= 1231 property =

Category of property under U.S. Internal Revenue Code

1231 Property is a category of property defined in section 1231 of the U.S. Internal Revenue Code. 1231 property includes depreciable property and real property (e.g. buildings and equipment) used in a trade or business and held for more than one year. Some types of livestock, coal, timber and domestic iron ore are also included. It does not include: inventory; property held for sale in the ordinary course of business; artistic creations held by their creator; or, government publications.

==History==
The 1954 version of the Internal Revenue Code included section 1231 covering certain property held by a business. The original section covering this matter - namely, section 117(j) of the Internal Revenue Code of 1939 - was enacted in 1942. The law was originally conceived as a way to help the shipping industry during World War II.

The present version of the Internal Revenue Code has retained section 1231, with the provision now applying to both property lost in an involuntary conversion, and to the sale or exchange of certain kinds of business-use property.

==Application==
A taxpayer can calculate net 1231 gains and losses, often referred to as the hotchpot, as capital gains, with the caveat that if the gain is less than any “non-recaptured losses” from the preceding five years, it is re-characterized as ordinary income and is reported with Form 4797.

“Non-recaptured loss” is covered by 1231(c). This provision refers to a situation when a taxpayer claims a 1231 loss in year one, but seeks a 1231 gain in any of subsequent years two through six. Any gain which is less than or equal to the loss in year one will be characterized as ordinary income rather than long-term capital gain (which has preferred tax rates).

Gains and losses under 1231 due to casualty or theft are set aside in what is often referred to as the fire-pot (tax). These gains and losses do not enter the hotchpot unless the gains exceed the losses. If the result is a gain, both the gain and loss enter the hotchpot and are calculated with any other 1231 gains and losses. If there are more casualty loss(es) than gains, the excess is treated as an ordinary loss.

==Impact==

Section 1231 treatment allows taxpayers to enjoy tax-favored treatment for 1231 property gains that are greater than 1231 property losses. This means that if the asset can be sold for a value greater than its basis, it can be taxed at a capital gains rate, which is lower than an ordinary income rate. However, if the 1231 property results in a loss then the taxpayer can treat it as an ordinary loss and such a loss may reduce the taxpayer's taxable income.

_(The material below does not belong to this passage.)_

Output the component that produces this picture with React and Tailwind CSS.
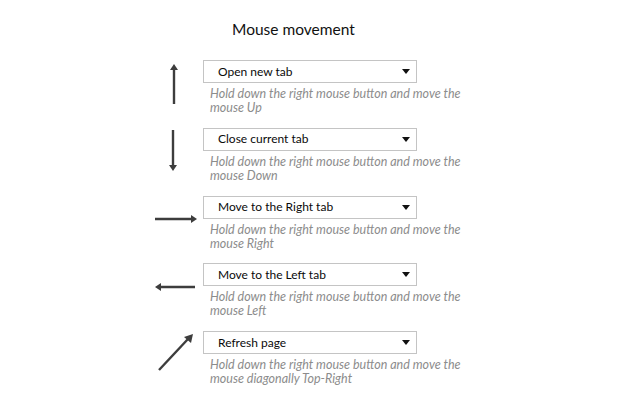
import React from "react";

const rows = [
  { label: "Open new tab", hint: ["Hold down the right mouse button and move the", "mouse Up"], dir: "up" },
  { label: "Close current tab", hint: ["Hold down the right mouse button and move the", "mouse Down"], dir: "down" },
  { label: "Move to the Right tab", hint: ["Hold down the right mouse button and move the", "mouse Right"], dir: "right" },
  { label: "Move to the Left tab", hint: ["Hold down the right mouse button and move the", "mouse Left"], dir: "left" },
  { label: "Refresh page", hint: ["Hold down the right mouse button and move the", "mouse diagonally Top-Right"], dir: "diag" },
];

function Arrow({ dir }) {
  const c = "#3d3d3d";
  let el;
  if (dir === "up")
    el = (
      <>
        <line x1="24" y1="9" x2="24" y2="44" stroke={c} strokeWidth="2.4" />
        <polygon points="20,10 28,10 24,4" fill={c} />
      </>
    );
  else if (dir === "down")
    el = (
      <>
        <line x1="23" y1="2" x2="23" y2="38" stroke={c} strokeWidth="2.4" />
        <polygon points="19,37 27,37 23,43" fill={c} />
      </>
    );
  else if (dir === "right")
    el = (
      <>
        <line x1="5" y1="23" x2="42" y2="23" stroke={c} strokeWidth="2.4" />
        <polygon points="41,19 41,27 47,23" fill={c} />
      </>
    );
  else if (dir === "left")
    el = (
      <>
        <line x1="10" y1="24" x2="45" y2="24" stroke={c} strokeWidth="2.4" />
        <polygon points="11,20 11,28 5,24" fill={c} />
      </>
    );
  else
    el = (
      <>
        <line x1="9" y1="39" x2="38" y2="8" stroke={c} strokeWidth="2.4" />
        <polygon points="34,6 41,12 43,3" fill={c} />
      </>
    );
  return (
    <svg width="53" height="52" viewBox="0 0 53 52" className="shrink-0">
      {el}
    </svg>
  );
}

export default function App() {
  return (
    <div className="w-[618px] h-[394px] bg-white overflow-hidden" style={{ fontFamily: 'Lato, "Open Sans", sans-serif' }}>
      <div className="pt-[19px] pl-[232px] text-[15.5px] leading-[20px] text-[#111]">Mouse movement</div>
      <div className="flex flex-col pt-[21px] pl-[150px]">
        {rows.map((r) => (
          <div key={r.label} className="flex h-[67.75px]">
            <Arrow dir={r.dir} />
            <div className="flex flex-col">
              <div className="w-[214px] h-[23px] border border-[#c4c4c4] flex items-center justify-between pl-[14px] pr-[6px] text-[12px] text-[#0a0a0a]">
                <span>{r.label}</span>
                <svg width="8" height="5" viewBox="0 0 8 5">
                  <polygon points="0,0 8,0 4,5" fill="#111" />
                </svg>
              </div>
              <div className="pl-[7px] mt-[4px] text-[12.5px] leading-[14px] italic text-[#8c8c8c] whitespace-nowrap">
                <div>{r.hint[0]}</div>
                <div>{r.hint[1]}</div>
              </div>
            </div>
          </div>
        ))}
      </div>
    </div>
  );
}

This provision is said to give a taxpayer the "best of both worlds" as it allows the favorable capital gains tax rate on section 1231 property while avoiding the negative implications of capital loss treatment. Ordinary losses are 100% deductible, while capital losses are subject to an annual deduction limitation of $3,000 against ordinary income. Within this framework, if capital losses exceed capital gains by more than $3,000 in any given tax year, the portion of the deduction that may be used to offset ordinary income is limited to $3,000; the excess loss over $3,000 must be carried over to the following year.

C Corporations are not allowed to deduct capital losses against ordinary income, and must instead deduct capital losses only against capital gains. If capital losses exceed capital gains in any given tax year, the excess loss may be carried back three years and carried forward five years where it is offset against capital gains of those years. When carrying a C corporation's capital loss back or forward, the loss does not retain its character as short-term or long-term. In other words, the loss is treated as a short-term capital loss even if it was originally a long-term capital loss.

Section 1231 does not reclassify property as a capital asset. Instead, it allows the taxpayer to treat net gains on 1231 property as capital gains, but to treat net losses on such property as ordinary losses.

Congress has decided not to let this "best of both worlds" treatment give taxpayers undesired benefits beyond its purpose. This treatment would compel a taxpayer to sell a Section 1231 loss asset at the end of a year to get an ordinary loss and hold a Section 1231 gain until the next taxable year to receive capital gains treatment. To limit the impact of this undesired result, Congress included 1231(c). This is a controversial topic in U.S. taxation.

Under 1231(c), the 1231 gain that was deferred until the second year in the example above will be recharacterized as ordinary income. This is done because the taxpayer has already received the benefit of having the loss in year one treated as an ordinary loss. Thus, if the 1231 gain is disposed of after year one, but before what becomes the seventh year under 1231(c)(2)(A), it will receive ordinary income treatment. If held onto and disposed of after the seventh year, it may be treated as a capital gain.